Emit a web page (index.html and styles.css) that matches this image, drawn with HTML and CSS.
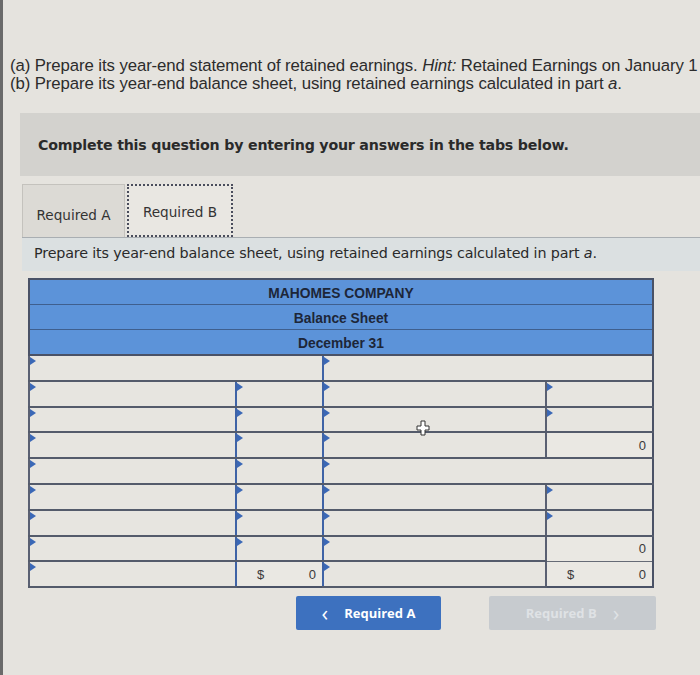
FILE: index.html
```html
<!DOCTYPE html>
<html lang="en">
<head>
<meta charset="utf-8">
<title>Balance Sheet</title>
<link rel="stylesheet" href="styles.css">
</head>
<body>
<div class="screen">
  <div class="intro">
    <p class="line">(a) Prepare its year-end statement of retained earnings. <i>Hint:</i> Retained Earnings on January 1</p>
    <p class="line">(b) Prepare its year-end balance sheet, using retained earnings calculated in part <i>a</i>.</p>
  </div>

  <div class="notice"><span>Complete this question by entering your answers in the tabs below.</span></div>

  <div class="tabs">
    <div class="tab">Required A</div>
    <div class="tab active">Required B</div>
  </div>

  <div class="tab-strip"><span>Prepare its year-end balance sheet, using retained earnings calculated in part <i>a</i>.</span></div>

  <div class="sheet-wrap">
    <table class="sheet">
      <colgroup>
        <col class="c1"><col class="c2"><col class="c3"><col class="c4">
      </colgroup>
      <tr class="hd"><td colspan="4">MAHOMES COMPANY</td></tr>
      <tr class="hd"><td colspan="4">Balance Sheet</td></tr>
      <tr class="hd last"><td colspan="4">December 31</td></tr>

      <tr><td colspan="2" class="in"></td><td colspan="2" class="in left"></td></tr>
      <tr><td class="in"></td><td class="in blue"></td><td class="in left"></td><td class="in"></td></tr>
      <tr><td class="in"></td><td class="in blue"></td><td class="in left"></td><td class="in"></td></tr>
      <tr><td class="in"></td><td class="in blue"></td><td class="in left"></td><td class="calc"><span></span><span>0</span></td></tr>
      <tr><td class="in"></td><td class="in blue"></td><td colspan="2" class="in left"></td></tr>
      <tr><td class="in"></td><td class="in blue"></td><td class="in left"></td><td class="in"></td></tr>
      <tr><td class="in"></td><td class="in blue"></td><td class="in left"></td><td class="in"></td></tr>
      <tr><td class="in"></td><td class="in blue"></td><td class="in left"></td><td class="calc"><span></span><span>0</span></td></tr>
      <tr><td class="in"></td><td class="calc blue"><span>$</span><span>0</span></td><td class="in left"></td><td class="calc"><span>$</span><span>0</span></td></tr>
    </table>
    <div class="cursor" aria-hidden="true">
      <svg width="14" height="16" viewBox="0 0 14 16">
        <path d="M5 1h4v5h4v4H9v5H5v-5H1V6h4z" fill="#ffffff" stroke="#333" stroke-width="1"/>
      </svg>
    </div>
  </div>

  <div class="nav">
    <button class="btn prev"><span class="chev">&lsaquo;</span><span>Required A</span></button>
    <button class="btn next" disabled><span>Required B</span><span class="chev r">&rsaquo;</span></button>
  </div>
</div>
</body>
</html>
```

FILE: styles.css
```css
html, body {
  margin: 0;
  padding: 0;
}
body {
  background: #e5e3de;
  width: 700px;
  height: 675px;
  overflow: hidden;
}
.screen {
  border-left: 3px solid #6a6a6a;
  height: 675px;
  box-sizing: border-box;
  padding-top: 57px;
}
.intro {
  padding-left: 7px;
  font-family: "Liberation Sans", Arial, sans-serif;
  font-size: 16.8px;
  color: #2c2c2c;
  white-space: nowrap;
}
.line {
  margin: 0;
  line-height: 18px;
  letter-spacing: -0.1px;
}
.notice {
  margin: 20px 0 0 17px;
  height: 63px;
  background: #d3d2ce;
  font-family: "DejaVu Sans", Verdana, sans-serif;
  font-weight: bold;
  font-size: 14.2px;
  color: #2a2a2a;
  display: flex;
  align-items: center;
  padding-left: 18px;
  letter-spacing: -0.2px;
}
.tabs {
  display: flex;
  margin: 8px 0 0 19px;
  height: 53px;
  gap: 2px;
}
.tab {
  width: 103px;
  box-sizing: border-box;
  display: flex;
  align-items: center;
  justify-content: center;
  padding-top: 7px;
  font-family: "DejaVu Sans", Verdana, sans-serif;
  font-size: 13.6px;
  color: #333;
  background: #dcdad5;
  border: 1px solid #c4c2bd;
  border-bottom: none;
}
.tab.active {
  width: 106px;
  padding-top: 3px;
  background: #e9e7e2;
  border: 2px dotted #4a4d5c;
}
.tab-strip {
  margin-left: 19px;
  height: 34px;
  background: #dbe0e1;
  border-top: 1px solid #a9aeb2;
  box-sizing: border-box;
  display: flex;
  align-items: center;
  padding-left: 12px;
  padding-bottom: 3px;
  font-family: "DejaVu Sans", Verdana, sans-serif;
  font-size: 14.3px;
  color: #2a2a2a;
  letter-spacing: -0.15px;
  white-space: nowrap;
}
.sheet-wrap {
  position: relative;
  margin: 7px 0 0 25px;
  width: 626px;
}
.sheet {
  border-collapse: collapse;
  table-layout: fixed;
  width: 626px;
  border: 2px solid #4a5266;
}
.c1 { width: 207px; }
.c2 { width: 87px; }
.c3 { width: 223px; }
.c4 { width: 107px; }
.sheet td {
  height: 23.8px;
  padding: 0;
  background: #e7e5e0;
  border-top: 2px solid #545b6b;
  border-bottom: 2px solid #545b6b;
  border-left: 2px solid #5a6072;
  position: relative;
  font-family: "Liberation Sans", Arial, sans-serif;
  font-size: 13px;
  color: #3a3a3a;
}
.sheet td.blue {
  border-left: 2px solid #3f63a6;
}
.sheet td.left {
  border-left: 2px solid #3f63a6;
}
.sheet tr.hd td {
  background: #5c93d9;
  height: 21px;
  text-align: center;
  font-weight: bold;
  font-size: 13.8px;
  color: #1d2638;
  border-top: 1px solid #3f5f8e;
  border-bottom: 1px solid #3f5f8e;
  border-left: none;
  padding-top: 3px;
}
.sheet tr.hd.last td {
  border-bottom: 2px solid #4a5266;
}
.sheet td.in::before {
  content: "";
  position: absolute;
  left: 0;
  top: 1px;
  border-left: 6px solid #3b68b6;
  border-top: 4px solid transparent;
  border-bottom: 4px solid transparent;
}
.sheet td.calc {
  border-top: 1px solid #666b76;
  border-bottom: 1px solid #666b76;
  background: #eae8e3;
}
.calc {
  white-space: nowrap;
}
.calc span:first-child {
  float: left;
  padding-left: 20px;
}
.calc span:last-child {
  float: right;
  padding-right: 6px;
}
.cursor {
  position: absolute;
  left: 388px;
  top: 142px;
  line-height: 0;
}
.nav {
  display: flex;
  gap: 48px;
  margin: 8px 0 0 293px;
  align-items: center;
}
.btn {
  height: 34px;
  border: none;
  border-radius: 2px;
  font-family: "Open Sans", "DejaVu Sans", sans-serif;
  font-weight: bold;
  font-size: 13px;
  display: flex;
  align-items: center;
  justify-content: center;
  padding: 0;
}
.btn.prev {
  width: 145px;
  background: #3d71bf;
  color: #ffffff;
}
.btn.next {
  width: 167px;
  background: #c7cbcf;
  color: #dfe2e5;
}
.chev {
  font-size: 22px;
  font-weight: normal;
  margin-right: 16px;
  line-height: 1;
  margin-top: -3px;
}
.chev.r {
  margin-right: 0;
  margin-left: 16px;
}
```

**Exercise**:
Make an exact copy of the listing above. Do not include the pictures.

**Solution to this task**:
Emit a web page (index.html and styles.css) that matches this image, drawn with HTML and CSS.
FILE: index.html
```html
<!DOCTYPE html>
<html lang="en">
<head>
<meta charset="utf-8">
<title>Balance Sheet</title>
<link rel="stylesheet" href="styles.css">
</head>
<body>
<div class="screen">
  <div class="intro">
    <p class="line">(a) Prepare its year-end statement of retained earnings. <i>Hint:</i> Retained Earnings on January 1</p>
    <p class="line">(b) Prepare its year-end balance sheet, using retained earnings calculated in part <i>a</i>.</p>
  </div>

  <div class="notice"><span>Complete this question by entering your answers in the tabs below.</span></div>

  <div class="tabs">
    <div class="tab">Required A</div>
    <div class="tab active">Required B</div>
  </div>

  <div class="tab-strip"><span>Prepare its year-end balance sheet, using retained earnings calculated in part <i>a</i>.</span></div>

  <div class="sheet-wrap">
    <table class="sheet">
      <colgroup>
        <col class="c1"><col class="c2"><col class="c3"><col class="c4">
      </colgroup>
      <tr class="hd"><td colspan="4">MAHOMES COMPANY</td></tr>
      <tr class="hd"><td colspan="4">Balance Sheet</td></tr>
      <tr class="hd last"><td colspan="4">December 31</td></tr>

      <tr><td colspan="2" class="in"></td><td colspan="2" class="in left"></td></tr>
      <tr><td class="in"></td><td class="in blue"></td><td class="in left"></td><td class="in"></td></tr>
      <tr><td class="in"></td><td class="in blue"></td><td class="in left"></td><td class="in"></td></tr>
      <tr><td class="in"></td><td class="in blue"></td><td class="in left"></td><td class="calc"><span></span><span>0</span></td></tr>
      <tr><td class="in"></td><td class="in blue"></td><td colspan="2" class="in left"></td></tr>
      <tr><td class="in"></td><td class="in blue"></td><td class="in left"></td><td class="in"></td></tr>
      <tr><td class="in"></td><td class="in blue"></td><td class="in left"></td><td class="in"></td></tr>
      <tr><td class="in"></td><td class="in blue"></td><td class="in left"></td><td class="calc"><span></span><span>0</span></td></tr>
      <tr><td class="in"></td><td class="calc blue"><span>$</span><span>0</span></td><td class="in left"></td><td class="calc"><span>$</span><span>0</span></td></tr>
    </table>
    <div class="cursor" aria-hidden="true">
      <svg width="14" height="16" viewBox="0 0 14 16">
        <path d="M5 1h4v5h4v4H9v5H5v-5H1V6h4z" fill="#ffffff" stroke="#333" stroke-width="1"/>
      </svg>
    </div>
  </div>

  <div class="nav">
    <button class="btn prev"><span class="chev">&lsaquo;</span><span>Required A</span></button>
    <button class="btn next" disabled><span>Required B</span><span class="chev r">&rsaquo;</span></button>
  </div>
</div>
</body>
</html>
```

FILE: styles.css
```css
html, body {
  margin: 0;
  padding: 0;
}
body {
  background: #e5e3de;
  width: 700px;
  height: 675px;
  overflow: hidden;
}
.screen {
  border-left: 3px solid #6a6a6a;
  height: 675px;
  box-sizing: border-box;
  padding-top: 57px;
}
.intro {
  padding-left: 7px;
  font-family: "Liberation Sans", Arial, sans-serif;
  font-size: 16.8px;
  color: #2c2c2c;
  white-space: nowrap;
}
.line {
  margin: 0;
  line-height: 18px;
  letter-spacing: -0.1px;
}
.notice {
  margin: 20px 0 0 17px;
  height: 63px;
  background: #d3d2ce;
  font-family: "DejaVu Sans", Verdana, sans-serif;
  font-weight: bold;
  font-size: 14.2px;
  color: #2a2a2a;
  display: flex;
  align-items: center;
  padding-left: 18px;
  letter-spacing: -0.2px;
}
.tabs {
  display: flex;
  margin: 8px 0 0 19px;
  height: 53px;
  gap: 2px;
}
.tab {
  width: 103px;
  box-sizing: border-box;
  display: flex;
  align-items: center;
  justify-content: center;
  padding-top: 7px;
  font-family: "DejaVu Sans", Verdana, sans-serif;
  font-size: 13.6px;
  color: #333;
  background: #dcdad5;
  border: 1px solid #c4c2bd;
  border-bottom: none;
}
.tab.active {
  width: 106px;
  padding-top: 3px;
  background: #e9e7e2;
  border: 2px dotted #4a4d5c;
}
.tab-strip {
  margin-left: 19px;
  height: 34px;
  background: #dbe0e1;
  border-top: 1px solid #a9aeb2;
  box-sizing: border-box;
  display: flex;
  align-items: center;
  padding-left: 12px;
  padding-bottom: 3px;
  font-family: "DejaVu Sans", Verdana, sans-serif;
  font-size: 14.3px;
  color: #2a2a2a;
  letter-spacing: -0.15px;
  white-space: nowrap;
}
.sheet-wrap {
  position: relative;
  margin: 7px 0 0 25px;
  width: 626px;
}
.sheet {
  border-collapse: collapse;
  table-layout: fixed;
  width: 626px;
  border: 2px solid #4a5266;
}
.c1 { width: 207px; }
.c2 { width: 87px; }
.c3 { width: 223px; }
.c4 { width: 107px; }
.sheet td {
  height: 23.8px;
  padding: 0;
  background: #e7e5e0;
  border-top: 2px solid #545b6b;
  border-bottom: 2px solid #545b6b;
  border-left: 2px solid #5a6072;
  position: relative;
  font-family: "Liberation Sans", Arial, sans-serif;
  font-size: 13px;
  color: #3a3a3a;
}
.sheet td.blue {
  border-left: 2px solid #3f63a6;
}
.sheet td.left {
  border-left: 2px solid #3f63a6;
}
.sheet tr.hd td {
  background: #5c93d9;
  height: 21px;
  text-align: center;
  font-weight: bold;
  font-size: 13.8px;
  color: #1d2638;
  border-top: 1px solid #3f5f8e;
  border-bottom: 1px solid #3f5f8e;
  border-left: none;
  padding-top: 3px;
}
.sheet tr.hd.last td {
  border-bottom: 2px solid #4a5266;
}
.sheet td.in::before {
  content: "";
  position: absolute;
  left: 0;
  top: 1px;
  border-left: 6px solid #3b68b6;
  border-top: 4px solid transparent;
  border-bottom: 4px solid transparent;
}
.sheet td.calc {
  border-top: 1px solid #666b76;
  border-bottom: 1px solid #666b76;
  background: #eae8e3;
}
.calc {
  white-space: nowrap;
}
.calc span:first-child {
  float: left;
  padding-left: 20px;
}
.calc span:last-child {
  float: right;
  padding-right: 6px;
}
.cursor {
  position: absolute;
  left: 388px;
  top: 142px;
  line-height: 0;
}
.nav {
  display: flex;
  gap: 48px;
  margin: 8px 0 0 293px;
  align-items: center;
}
.btn {
  height: 34px;
  border: none;
  border-radius: 2px;
  font-family: "Open Sans", "DejaVu Sans", sans-serif;
  font-weight: bold;
  font-size: 13px;
  display: flex;
  align-items: center;
  justify-content: center;
  padding: 0;
}
.btn.prev {
  width: 145px;
  background: #3d71bf;
  color: #ffffff;
}
.btn.next {
  width: 167px;
  background: #c7cbcf;
  color: #dfe2e5;
}
.chev {
  font-size: 22px;
  font-weight: normal;
  margin-right: 16px;
  line-height: 1;
  margin-top: -3px;
}
.chev.r {
  margin-right: 0;
  margin-left: 16px;
}
```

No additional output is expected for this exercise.